==== Supplied records
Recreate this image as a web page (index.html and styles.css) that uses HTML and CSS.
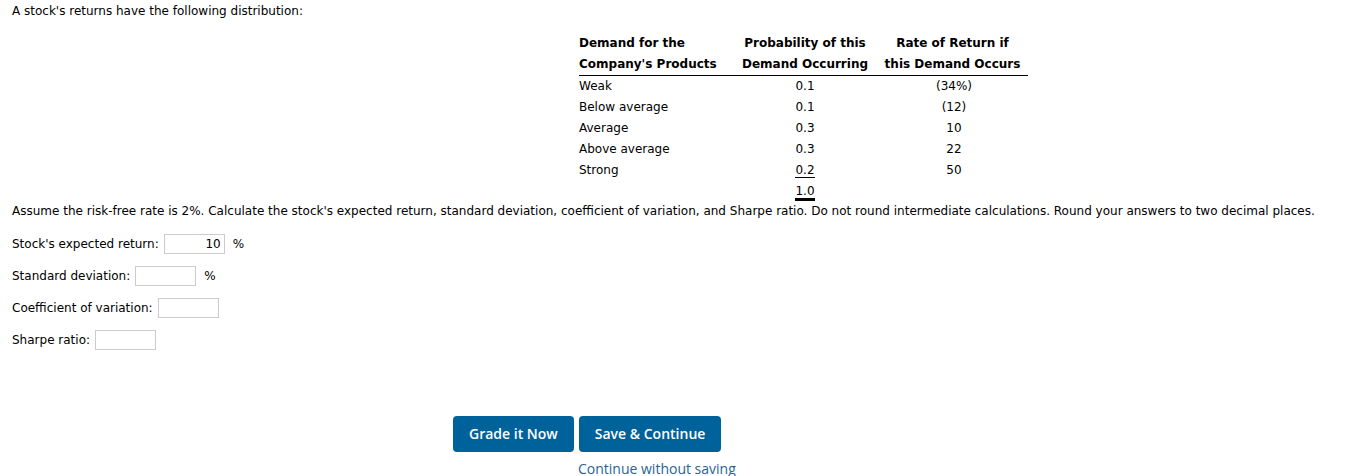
========
==== Supplied records
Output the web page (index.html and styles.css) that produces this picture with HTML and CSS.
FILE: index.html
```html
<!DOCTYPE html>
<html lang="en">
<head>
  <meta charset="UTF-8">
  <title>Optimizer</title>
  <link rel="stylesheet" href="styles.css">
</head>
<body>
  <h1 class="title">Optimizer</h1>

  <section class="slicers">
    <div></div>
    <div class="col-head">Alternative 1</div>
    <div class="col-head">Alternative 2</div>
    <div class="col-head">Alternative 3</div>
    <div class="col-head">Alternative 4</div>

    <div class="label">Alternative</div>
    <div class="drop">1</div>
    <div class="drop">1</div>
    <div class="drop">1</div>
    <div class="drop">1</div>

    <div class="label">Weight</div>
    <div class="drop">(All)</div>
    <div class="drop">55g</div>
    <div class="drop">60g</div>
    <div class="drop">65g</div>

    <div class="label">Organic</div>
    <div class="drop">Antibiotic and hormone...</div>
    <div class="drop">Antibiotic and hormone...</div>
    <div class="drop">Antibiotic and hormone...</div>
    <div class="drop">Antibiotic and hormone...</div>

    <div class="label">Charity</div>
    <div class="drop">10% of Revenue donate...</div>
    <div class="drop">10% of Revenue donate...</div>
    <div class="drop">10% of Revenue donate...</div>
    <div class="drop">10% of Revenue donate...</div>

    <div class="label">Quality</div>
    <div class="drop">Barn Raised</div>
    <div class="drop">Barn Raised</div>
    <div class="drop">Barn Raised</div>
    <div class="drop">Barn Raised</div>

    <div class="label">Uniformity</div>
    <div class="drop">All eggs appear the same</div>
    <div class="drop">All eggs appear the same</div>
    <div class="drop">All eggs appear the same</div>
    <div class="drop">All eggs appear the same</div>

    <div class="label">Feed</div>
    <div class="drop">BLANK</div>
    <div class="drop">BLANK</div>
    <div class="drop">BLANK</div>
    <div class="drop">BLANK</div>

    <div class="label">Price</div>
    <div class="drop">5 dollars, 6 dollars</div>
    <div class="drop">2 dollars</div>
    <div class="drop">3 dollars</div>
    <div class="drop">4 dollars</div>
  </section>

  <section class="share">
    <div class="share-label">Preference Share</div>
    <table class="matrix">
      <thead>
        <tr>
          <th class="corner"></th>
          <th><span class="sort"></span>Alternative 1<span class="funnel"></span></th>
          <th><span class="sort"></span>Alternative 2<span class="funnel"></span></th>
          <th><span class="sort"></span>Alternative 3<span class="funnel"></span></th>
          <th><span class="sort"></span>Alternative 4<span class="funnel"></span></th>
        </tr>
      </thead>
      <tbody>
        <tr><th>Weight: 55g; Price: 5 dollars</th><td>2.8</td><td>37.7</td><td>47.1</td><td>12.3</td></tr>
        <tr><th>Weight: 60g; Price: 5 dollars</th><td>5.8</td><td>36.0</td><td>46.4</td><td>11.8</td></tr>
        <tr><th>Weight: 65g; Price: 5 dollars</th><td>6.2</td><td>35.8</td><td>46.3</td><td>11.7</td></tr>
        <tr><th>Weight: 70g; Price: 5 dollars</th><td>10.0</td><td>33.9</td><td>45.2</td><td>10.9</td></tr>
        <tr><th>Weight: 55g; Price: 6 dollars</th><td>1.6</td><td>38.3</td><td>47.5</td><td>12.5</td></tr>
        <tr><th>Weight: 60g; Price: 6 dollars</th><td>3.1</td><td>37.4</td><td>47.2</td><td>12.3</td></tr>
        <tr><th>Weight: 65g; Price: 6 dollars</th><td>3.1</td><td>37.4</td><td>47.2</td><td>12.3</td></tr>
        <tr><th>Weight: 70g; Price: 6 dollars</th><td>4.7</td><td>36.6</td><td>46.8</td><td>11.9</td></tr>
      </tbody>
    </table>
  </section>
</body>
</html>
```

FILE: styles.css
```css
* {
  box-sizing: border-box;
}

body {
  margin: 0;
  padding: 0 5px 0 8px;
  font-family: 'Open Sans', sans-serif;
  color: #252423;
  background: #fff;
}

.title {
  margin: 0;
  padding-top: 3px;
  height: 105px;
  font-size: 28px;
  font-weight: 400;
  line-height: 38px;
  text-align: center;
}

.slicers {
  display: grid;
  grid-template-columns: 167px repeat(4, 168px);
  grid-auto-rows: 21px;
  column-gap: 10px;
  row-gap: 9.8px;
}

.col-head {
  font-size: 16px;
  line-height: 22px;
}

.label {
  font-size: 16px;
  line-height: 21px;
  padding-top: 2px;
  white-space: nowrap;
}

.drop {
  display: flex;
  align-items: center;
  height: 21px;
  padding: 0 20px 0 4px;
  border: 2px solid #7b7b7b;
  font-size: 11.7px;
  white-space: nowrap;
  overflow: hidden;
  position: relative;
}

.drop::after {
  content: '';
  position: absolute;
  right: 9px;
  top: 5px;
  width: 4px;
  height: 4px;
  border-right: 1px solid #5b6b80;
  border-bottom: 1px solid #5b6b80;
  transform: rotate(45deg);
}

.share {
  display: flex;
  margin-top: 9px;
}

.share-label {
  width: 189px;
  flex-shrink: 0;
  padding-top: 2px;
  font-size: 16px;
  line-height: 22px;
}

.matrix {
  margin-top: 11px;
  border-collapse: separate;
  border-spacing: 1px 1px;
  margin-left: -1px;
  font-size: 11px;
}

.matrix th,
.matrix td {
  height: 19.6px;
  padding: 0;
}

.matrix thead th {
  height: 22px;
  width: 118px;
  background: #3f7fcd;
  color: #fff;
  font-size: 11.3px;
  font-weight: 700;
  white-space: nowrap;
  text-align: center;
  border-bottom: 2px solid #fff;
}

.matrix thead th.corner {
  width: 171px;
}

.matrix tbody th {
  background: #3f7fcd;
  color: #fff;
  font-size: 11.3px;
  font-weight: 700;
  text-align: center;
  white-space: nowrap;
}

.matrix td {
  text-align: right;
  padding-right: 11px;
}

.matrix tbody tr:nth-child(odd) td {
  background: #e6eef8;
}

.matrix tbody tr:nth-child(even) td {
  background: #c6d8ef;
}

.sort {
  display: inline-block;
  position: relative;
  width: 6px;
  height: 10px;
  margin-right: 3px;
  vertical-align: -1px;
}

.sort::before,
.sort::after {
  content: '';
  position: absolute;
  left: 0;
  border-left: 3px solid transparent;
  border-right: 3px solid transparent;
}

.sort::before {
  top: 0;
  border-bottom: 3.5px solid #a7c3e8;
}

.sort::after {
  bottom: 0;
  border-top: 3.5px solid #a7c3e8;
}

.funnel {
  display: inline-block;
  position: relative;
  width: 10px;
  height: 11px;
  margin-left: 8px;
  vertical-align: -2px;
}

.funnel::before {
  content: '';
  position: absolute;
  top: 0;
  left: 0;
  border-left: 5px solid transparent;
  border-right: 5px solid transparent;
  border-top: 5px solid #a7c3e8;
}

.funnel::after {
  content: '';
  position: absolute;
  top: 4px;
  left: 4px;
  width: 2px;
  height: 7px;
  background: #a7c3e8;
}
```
========
*The request*. Identify each line containing the string "index" and copy it out.

*Output below*.
Recreate this image as a web page (index.html and styles.css) that uses HTML and CSS.
Output the web page (index.html and styles.css) that produces this picture with HTML and CSS.
FILE: index.html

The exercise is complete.